Wording a wedding invitation isn’t always as simple as who, what, where and when. Even addressing an invite can cause phrase folly. The best way to write off mistakes is to be as clear and direct as possible, according to Lea Armstrong, a spokesperson for the online stationary company Wedding Paper Divas. Being straightforward can mean anything from having separate invitations for kids to avoiding faulty phrases.

“The rule of thumb when addressing your invitation is to be as specific as possible so it’s clear who is invited,” Armstrong says. Children are often an issue, and Armstrong says they should most likely get their own invitation or be included in the second line of the address on the internal envelope. That way you can avoid an unfriendly “no children” phrase.

“Brides need to be really careful about using ‘and family’ on the invitation, because that says anyone in the household is invited,” Armstrong says. Grandma, grandpa, Aunt Jane and Uncle Bob might show up to have your cake and eat it too.

Ambiguity is bad in the address, and it’s annoying in the introduction. Anonymous third-party hosting (e.g. come join us) is lousy, according to Armstrong. But being explicit about hosting can be hard. What if the parents are divorced and the father is footing the bill?

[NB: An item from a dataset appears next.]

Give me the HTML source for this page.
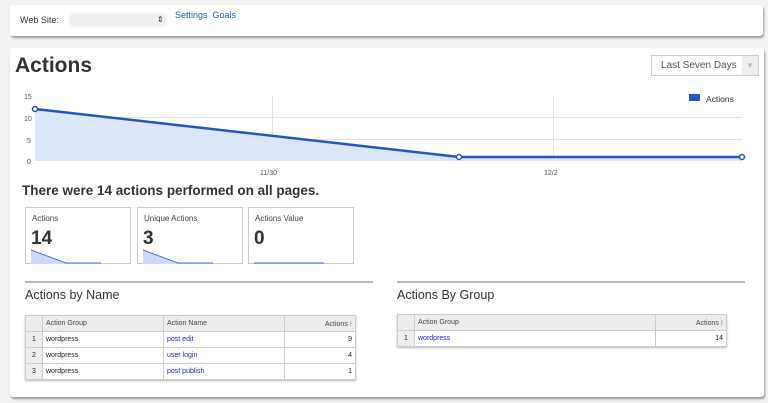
<!DOCTYPE html>
<html><head><style>
*{margin:0;padding:0;box-sizing:border-box}
body{width:768px;height:403px;background:#f2f3f1;font-family:"Liberation Sans",sans-serif;position:relative;overflow:hidden;color:#222}
.a{position:absolute}
.panel{background:#fff;border-radius:3px;box-shadow:1px 2px 2px #999}
a{color:#2a5db0;text-decoration:none}
table{border-collapse:collapse;font-size:7px;position:absolute;border:1px solid #aaa;box-shadow:0 1px 2px #bbb}
td{border:1px solid #ccc;height:16px;padding:0 3px}
tr.h td{background:#ececec;color:#444}
td.n{background:#eee;text-align:center;width:17px}
td.r{text-align:right}
.lk{color:#2222dd}
.box{position:absolute;border:1px solid #ccc;background:#fff;top:207px;width:106px;height:57px}
.box .t{position:absolute;left:6px;top:6px;font-size:8px;color:#444}
.box .v{position:absolute;left:5px;top:20px;font-size:19px;font-weight:bold;color:#333}
</style></head><body>
<div class="a panel" style="left:10px;top:5px;width:753px;height:31px"></div>
<div class="a" style="left:20px;top:15px;font-size:9px;color:#333">Web Site:</div>
<div class="a" style="left:69px;top:13px;width:97px;height:14px;background:#eee;border-radius:4px;filter:blur(1px)"></div>
<div class="a" style="left:157px;top:15px;font-size:8px;color:#333">⇕</div>
<div class="a" style="left:175px;top:10px;font-size:9px"><a>Settings</a>&nbsp; <a>Goals</a></div>

<div class="a panel" style="left:10px;top:48px;width:754px;height:349px"></div>
<div class="a" style="left:15px;top:54px;font-size:21px;font-weight:bold;color:#333">Actions</div>
<div class="a" style="left:651px;top:55px;width:108px;height:21px;border:1px solid #ccc;font-size:10px;color:#555;padding:4px 0 0 9px">Last Seven Days<span style="position:absolute;right:0;top:0;width:16px;height:19px;background:#eee;color:#bbb;font-size:8px;text-align:center;line-height:19px">▼</span></div>

<svg class="a" style="left:0;top:0" width="768" height="200">
<g stroke="#e2e2e2" stroke-width="1"><line x1="35" y1="117.5" x2="742" y2="117.5"/><line x1="35" y1="139.5" x2="742" y2="139.5"/><line x1="272.5" y1="95" x2="272.5" y2="161"/><line x1="553.5" y1="95" x2="553.5" y2="161"/></g>
<polygon points="35,109 459,157 742,157 742,161 35,161" fill="#dbe6fb"/>
<polyline points="35,109 459,157 742,157" fill="none" stroke="#2259c0" stroke-width="2.5"/>
<g fill="#fff" stroke="#2259c0" stroke-width="1.5"><circle cx="35" cy="109" r="2.5"/><circle cx="459" cy="157" r="2.5"/><circle cx="742" cy="157" r="2.5"/></g>
<g font-size="7" fill="#555" font-family="Liberation Sans"><text x="24" y="99">15</text><text x="24" y="121">10</text><text x="27" y="143">5</text><text x="27" y="164">0</text><text x="260" y="175">11/30</text><text x="544" y="175">12/2</text><text x="706" y="102" font-size="8.5" fill="#333">Actions</text></g>
<rect x="689" y="94" width="11" height="7" fill="#2259c0"/>
</svg>

<div class="a" style="left:22px;top:183px;font-size:13.5px;font-weight:bold;color:#333">There were 14 actions performed on all pages.</div>

<div class="box" style="left:25px"><div class="t">Actions</div><div class="v">14</div><svg class="a" style="left:5px;top:41px" width="70" height="15"><polygon points="0,1 35,14 70,14 70,15 0,15" fill="#cdd8fb"/><polyline points="0,1 35,14 70,14" fill="none" stroke="#5566ee"/></svg></div>
<div class="box" style="left:137px"><div class="t">Unique Actions</div><div class="v">3</div><svg class="a" style="left:5px;top:41px" width="70" height="15"><polygon points="0,1 35,14 70,14 70,15 0,15" fill="#cdd8fb"/><polyline points="0,1 35,14 70,14" fill="none" stroke="#5566ee"/></svg></div>
<div class="box" style="left:248px"><div class="t">Actions Value</div><div class="v">0</div><svg class="a" style="left:5px;top:41px" width="70" height="15"><polyline points="0,14 70,14" fill="none" stroke="#5566ee"/></svg></div>

<div class="a" style="left:25px;top:281px;width:348px;height:2px;background:#bbb"></div>
<div class="a" style="left:397px;top:281px;width:348px;height:2px;background:#bbb"></div>
<div class="a" style="left:25px;top:288px;font-size:12.5px;color:#333">Actions by Name</div>
<div class="a" style="left:397px;top:288px;font-size:12.5px;color:#333">Actions By Group</div>

<table style="left:25px;top:315px;width:331px">
<tr class="h"><td class="n"></td><td style="width:121px">Action Group</td><td style="width:121px">Action Name</td><td class="r">Actions ⁝</td></tr>
<tr><td class="n">1</td><td>wordpress</td><td class="lk">post edit</td><td class="r">9</td></tr>
<tr><td class="n">2</td><td>wordpress</td><td class="lk">user login</td><td class="r">4</td></tr>
<tr><td class="n">3</td><td>wordpress</td><td class="lk">post publish</td><td class="r">1</td></tr>
</table>
<table style="left:397px;top:314px;width:330px">
<tr class="h"><td class="n"></td><td style="width:241px">Action Group</td><td class="r">Actions ⁝</td></tr>
<tr><td class="n">1</td><td class="lk">wordpress</td><td class="r">14</td></tr>
</table>
</body></html>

“You don’t want to give the impression that they are still married, so you don’t want to put them on the same line,” Armstrong says. “If both parents are hosting the wedding, whether they are married or not, the mother goes first. If the father is paying and the mom is not, you can leave the mom out altogether. But if you want to include her, you should list the father first.”

If a parent is deceased, you can call the bride “daughter of the late John Smith” rather than implying there’s a zombie host by saying “the late John Smith requests your presence.”

Redundant phrases can rob an invitation of its dignity. RSVP is a French acronym that means “reply, if you please.” So “Please RSVP” tells guests to “please reply, if you please.” Armstrong says “12:00 noon” is another common redundancy. Noon means 12:00 p.m., so don’t use both terms together unless you want to make double-sure nobody arrives at midnight. Avoid possibly ambiguous phrases like “black tie” altogether since they can confuse guests, Armstrong says.

If you absolutely need to tell people to wear sunblock, don’t put it on the invitation itself. Special requests just don’t belong. Armstrong suggests putting them on an itinerary card or sending out an itinerary e-mail after you’ve gotten the RSVPs. And please, write your own invitations.

“Some people gather different verses that they see on other weddings invitations,” Armstrong says. “Then the pronouns don’t flow and it doesn’t make sense.”